>> Begin DATA SHOWN

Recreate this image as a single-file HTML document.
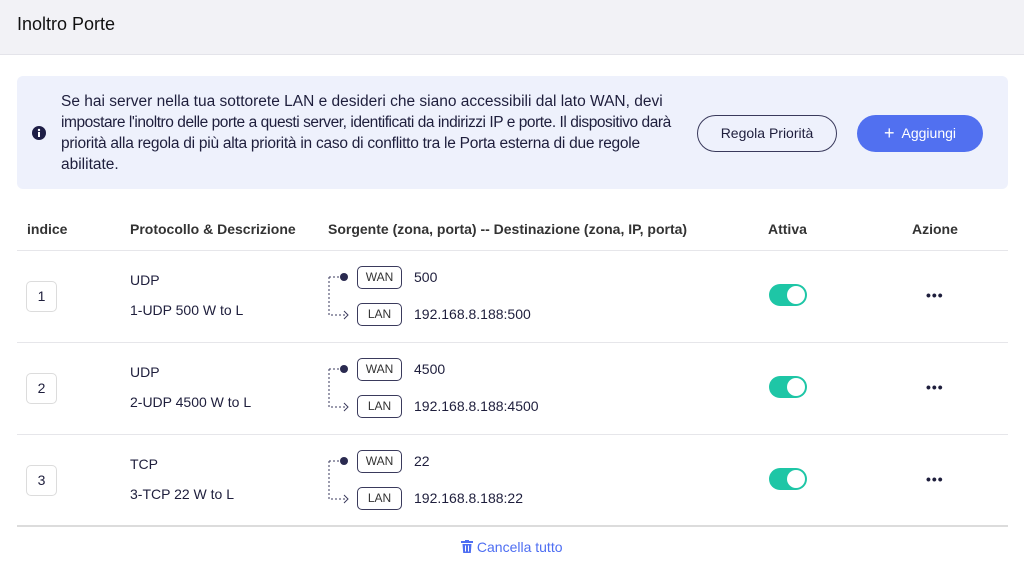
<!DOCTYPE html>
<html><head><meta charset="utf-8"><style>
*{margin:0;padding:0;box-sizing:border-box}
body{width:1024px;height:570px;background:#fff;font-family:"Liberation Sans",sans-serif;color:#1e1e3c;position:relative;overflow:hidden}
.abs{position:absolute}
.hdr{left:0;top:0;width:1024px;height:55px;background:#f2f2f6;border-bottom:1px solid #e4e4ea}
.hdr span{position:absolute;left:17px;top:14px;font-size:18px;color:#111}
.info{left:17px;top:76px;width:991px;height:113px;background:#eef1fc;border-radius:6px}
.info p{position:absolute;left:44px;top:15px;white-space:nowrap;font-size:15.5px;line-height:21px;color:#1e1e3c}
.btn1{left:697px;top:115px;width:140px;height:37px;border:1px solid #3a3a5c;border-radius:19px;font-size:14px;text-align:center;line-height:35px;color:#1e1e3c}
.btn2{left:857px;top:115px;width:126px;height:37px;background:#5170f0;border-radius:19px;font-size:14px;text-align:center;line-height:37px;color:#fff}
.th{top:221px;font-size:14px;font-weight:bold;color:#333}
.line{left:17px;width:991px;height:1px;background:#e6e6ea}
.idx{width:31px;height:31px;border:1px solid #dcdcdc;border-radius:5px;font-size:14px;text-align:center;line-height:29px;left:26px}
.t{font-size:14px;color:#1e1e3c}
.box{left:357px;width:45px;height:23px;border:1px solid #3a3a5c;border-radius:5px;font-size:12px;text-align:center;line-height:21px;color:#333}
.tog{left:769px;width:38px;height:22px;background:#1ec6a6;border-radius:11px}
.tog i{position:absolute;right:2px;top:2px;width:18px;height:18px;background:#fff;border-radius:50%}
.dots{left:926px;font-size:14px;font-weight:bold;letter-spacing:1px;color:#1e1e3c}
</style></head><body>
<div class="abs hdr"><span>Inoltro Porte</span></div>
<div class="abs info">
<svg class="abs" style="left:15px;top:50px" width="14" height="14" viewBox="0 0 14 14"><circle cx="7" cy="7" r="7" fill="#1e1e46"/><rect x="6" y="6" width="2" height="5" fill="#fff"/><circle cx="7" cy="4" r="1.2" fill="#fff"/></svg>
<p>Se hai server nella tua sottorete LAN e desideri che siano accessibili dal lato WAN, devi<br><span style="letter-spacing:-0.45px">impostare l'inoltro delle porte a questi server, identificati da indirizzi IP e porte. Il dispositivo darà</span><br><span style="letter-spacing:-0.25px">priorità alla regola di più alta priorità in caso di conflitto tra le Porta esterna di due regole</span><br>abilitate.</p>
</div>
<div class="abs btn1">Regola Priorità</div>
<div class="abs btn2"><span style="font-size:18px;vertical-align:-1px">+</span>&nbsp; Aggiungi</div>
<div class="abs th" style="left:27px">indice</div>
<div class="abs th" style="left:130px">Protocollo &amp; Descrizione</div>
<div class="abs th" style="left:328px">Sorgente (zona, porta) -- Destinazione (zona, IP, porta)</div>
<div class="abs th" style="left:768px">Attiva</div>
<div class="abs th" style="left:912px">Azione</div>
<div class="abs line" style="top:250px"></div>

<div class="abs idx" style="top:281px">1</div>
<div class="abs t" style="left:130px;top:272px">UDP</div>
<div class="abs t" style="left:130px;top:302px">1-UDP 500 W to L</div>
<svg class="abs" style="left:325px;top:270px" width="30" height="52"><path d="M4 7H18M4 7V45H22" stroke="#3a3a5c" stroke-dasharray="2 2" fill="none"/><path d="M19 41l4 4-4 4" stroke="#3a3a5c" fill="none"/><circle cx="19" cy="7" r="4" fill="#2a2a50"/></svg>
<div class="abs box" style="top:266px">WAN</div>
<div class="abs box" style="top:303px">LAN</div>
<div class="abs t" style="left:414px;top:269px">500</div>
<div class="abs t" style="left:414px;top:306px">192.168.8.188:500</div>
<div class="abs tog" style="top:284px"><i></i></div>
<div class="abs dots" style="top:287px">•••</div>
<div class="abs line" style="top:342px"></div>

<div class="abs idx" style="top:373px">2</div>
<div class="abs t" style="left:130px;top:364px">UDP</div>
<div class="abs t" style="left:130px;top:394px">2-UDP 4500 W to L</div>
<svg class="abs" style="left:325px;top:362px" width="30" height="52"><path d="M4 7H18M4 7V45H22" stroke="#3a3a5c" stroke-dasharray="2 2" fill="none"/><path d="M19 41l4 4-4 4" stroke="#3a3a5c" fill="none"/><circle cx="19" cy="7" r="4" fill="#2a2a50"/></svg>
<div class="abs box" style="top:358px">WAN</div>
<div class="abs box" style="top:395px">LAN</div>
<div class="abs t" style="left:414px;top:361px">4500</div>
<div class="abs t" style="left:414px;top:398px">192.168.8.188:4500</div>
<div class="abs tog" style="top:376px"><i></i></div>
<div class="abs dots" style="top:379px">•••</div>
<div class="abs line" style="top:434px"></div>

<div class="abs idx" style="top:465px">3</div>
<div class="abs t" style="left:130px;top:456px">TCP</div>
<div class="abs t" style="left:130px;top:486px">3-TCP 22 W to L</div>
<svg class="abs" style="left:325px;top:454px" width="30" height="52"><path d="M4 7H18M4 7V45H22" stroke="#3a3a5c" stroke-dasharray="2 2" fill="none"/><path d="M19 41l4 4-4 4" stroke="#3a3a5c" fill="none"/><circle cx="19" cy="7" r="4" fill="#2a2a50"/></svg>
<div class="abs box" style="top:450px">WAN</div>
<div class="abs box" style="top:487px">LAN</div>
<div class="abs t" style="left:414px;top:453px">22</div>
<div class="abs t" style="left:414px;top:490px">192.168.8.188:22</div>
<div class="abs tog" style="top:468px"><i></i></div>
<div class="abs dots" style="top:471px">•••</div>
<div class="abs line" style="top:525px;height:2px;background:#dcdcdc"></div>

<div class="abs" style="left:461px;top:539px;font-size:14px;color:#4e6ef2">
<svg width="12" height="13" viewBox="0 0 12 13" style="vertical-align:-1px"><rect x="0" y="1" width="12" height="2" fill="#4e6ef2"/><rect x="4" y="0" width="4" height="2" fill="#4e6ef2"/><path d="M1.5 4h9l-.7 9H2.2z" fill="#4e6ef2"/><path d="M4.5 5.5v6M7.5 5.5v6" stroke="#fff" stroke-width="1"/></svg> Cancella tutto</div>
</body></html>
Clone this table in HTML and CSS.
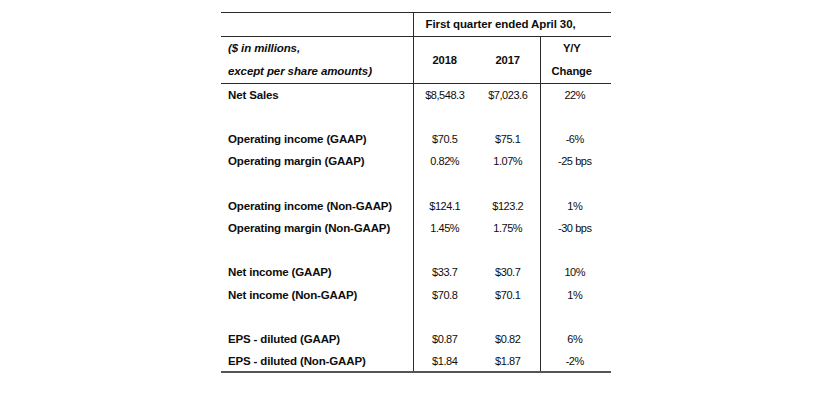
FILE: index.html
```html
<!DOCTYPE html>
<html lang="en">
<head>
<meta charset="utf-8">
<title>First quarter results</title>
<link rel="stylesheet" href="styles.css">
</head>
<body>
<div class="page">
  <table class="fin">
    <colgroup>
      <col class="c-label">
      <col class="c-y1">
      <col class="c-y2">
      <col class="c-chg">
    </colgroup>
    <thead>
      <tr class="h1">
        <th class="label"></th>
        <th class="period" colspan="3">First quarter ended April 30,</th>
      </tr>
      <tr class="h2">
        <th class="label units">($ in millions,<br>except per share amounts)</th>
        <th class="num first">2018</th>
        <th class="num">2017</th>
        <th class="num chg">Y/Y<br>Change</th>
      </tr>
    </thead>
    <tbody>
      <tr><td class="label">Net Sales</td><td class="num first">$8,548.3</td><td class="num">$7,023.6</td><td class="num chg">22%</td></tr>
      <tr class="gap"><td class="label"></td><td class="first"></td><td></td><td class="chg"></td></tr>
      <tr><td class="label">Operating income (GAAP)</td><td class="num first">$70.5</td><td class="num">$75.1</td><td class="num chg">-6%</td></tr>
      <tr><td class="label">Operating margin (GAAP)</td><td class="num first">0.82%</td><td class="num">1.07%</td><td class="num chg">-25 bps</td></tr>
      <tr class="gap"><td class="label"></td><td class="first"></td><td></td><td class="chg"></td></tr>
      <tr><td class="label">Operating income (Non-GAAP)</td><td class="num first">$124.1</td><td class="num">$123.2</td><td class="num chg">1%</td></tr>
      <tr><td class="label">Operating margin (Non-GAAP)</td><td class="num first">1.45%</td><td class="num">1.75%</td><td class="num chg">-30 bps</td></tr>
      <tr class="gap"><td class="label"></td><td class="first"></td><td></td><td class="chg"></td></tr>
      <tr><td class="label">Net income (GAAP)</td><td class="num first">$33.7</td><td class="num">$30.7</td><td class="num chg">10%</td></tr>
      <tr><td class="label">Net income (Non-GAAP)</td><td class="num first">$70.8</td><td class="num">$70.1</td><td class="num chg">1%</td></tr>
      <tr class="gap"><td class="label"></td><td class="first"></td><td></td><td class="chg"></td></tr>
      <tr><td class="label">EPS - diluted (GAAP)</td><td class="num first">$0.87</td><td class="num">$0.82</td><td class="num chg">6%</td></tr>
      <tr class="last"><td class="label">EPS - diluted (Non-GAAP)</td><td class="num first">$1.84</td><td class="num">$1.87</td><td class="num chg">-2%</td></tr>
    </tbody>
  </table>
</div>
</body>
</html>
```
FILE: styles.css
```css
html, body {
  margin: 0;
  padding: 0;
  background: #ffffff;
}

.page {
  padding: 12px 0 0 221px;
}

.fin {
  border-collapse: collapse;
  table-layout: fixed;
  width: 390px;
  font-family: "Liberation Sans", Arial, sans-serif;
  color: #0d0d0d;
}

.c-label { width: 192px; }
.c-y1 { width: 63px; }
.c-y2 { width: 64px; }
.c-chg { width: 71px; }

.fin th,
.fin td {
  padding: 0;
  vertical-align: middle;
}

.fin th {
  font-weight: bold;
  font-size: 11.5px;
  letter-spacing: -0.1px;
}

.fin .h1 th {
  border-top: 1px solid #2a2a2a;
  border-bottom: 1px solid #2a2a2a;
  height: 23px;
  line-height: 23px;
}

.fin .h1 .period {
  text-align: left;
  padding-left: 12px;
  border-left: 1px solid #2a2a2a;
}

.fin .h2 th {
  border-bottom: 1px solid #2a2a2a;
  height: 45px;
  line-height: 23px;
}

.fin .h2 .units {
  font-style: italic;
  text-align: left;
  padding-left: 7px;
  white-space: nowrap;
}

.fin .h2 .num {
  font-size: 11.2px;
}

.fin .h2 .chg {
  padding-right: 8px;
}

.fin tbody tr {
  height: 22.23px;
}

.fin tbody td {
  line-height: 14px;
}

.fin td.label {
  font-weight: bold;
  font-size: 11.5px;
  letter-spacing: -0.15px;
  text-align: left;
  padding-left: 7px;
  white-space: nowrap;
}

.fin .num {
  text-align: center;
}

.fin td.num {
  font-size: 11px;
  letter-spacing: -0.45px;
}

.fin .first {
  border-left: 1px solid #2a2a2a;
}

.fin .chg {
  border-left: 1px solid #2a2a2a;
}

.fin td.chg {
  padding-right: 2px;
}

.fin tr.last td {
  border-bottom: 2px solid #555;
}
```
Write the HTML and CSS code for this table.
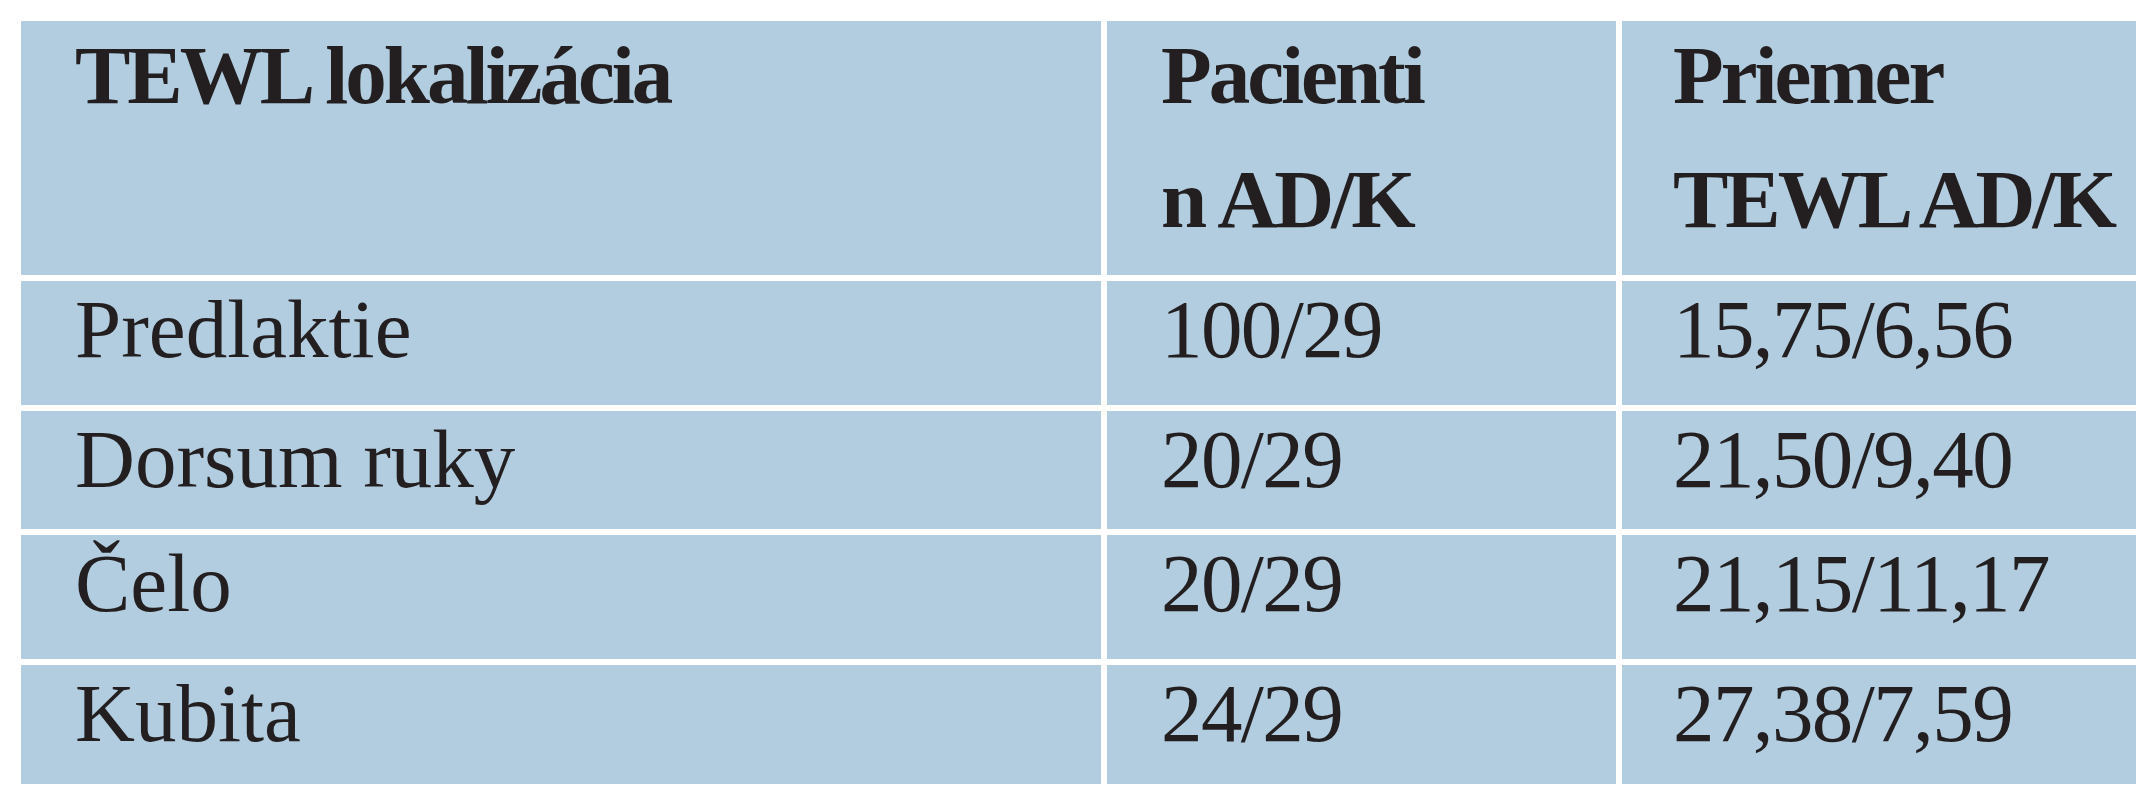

>> End DATA SHOWN

Go through the data and gather every line that holds "this".

FULL OUTPUT:
Recreate this image as a single-file HTML document.
Clone this table in HTML and CSS.
Write the HTML and CSS code for this table.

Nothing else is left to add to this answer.